Through this resolution the Council affirms that discriminatory, repressive and violent practices against women must be eliminated. It calls upon States to guarantee gender equality in cultural and family life through national legal frameworks, including nationality national laws, eliminate domestic violence, combat multiple and intersecting forms of discrimination faced by many women and girls, and provide gender equality training to public servants.

The Council calls upon States to oppose all forms of marriage that constitute a violation of women’s and girls’ rights, and to ensure equal rights in respect of marriage, dissolution, ownership of property, guardianship and adoption of children. It emphasized the need to ensure women’s and girls’ access to education, financial and social services, formal legal systems, justice and effective remedies.

The Council failed to recognize the importance of sexuality education in addressing gender inequalities; women’s and girls’ right to have control over one’s sexuality, sexual and reproductive health, and reproductive rights; and the need to repeal laws that criminalise adultery, or pardon marital rape and rapists who marry their victims. During negotiations on the resolution, a number of States strongly criticised the afore-mentioned report of the Working Group as well as parts of the text of the resolution for, in their view, representing culture and religion as problematic instead of interpretations and distortions of culture.

The resolution on Strengthening efforts to prevent and eliminate child, early and forced marriage was run by 14 countries: Argentina, Canada, Ethiopia, Honduras, Italy, Maldives, Montenegro, Netherlands, Poland, Sierra Leone, Switzerland, United Kingdom of Great Britain and Northern Ireland, Uruguay, and Zambia.

The first resolution on this issue was adopted by the Council in September 2013, and led to the development of a report and a panel discussion.

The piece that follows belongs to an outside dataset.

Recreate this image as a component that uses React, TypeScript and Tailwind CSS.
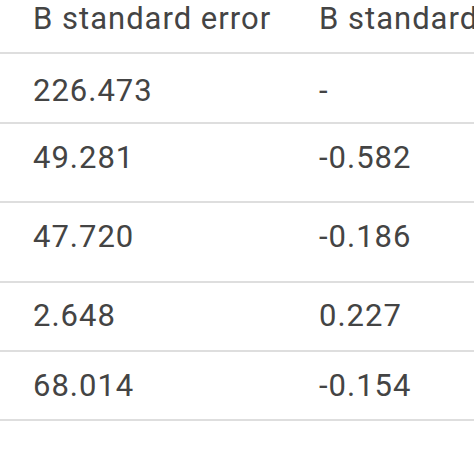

This year’s resolution was the first substantive resolution at the Council on the issue. It was adopted by consensus, and co-sponsored by 88 countries so far.

The Council, through this resolution, recognizes that child, early and forced marriage violates the human rights of girls and women, and is caused primarily by deep-rooted gender inequalities, norms and stereotypes. Accordingly, it emphasizes the importance of the empowerment of and investment in women and girls, informing them about their legal rights, and ensuring their participation in all levels of decision making. It also calls upon States to ensure women’s and girls’ reproductive rights, right to have control over and decide freely and responsibly on matters related to their sexuality, and rights in marriage, divorce, child custody, inheritance, ownership of land and productive resources.

Crucially, this is the first ever UN resolution to make reference to the human rights of girls to have control over and decide freely and responsibly on matters related to their sexuality, including sexual and reproductive health, and reproductive rights. This is an advance from the 2014 UN General Assembly resolution on the same subject where girls were excluded from this reference.

Further, the Council calls upon States to enforce laws and policies to prevent the practice, and to remove provisions that enable perpetrators of rape, sexual abuse or abduction to escape prosecution and punishment by marrying their victims. It also urges States to provide a range of support services to girls, adolescents and women who have already been subjected to child, early and forced marriage.

The Council emphasizes the critical importance of ensuring women’s and girls’ access to justice, accountability mechanisms and remedies, education, training, decent work, social protection, sexual and reproductive health information, education and services. The importance of changing social norms and raising community awareness, including with adolescents, families, and community leaders is also emphasized. Finally, it requests the convening of an expert workshop to review existing strategies to address child, early and forced marriage and make recommendations for further action by States.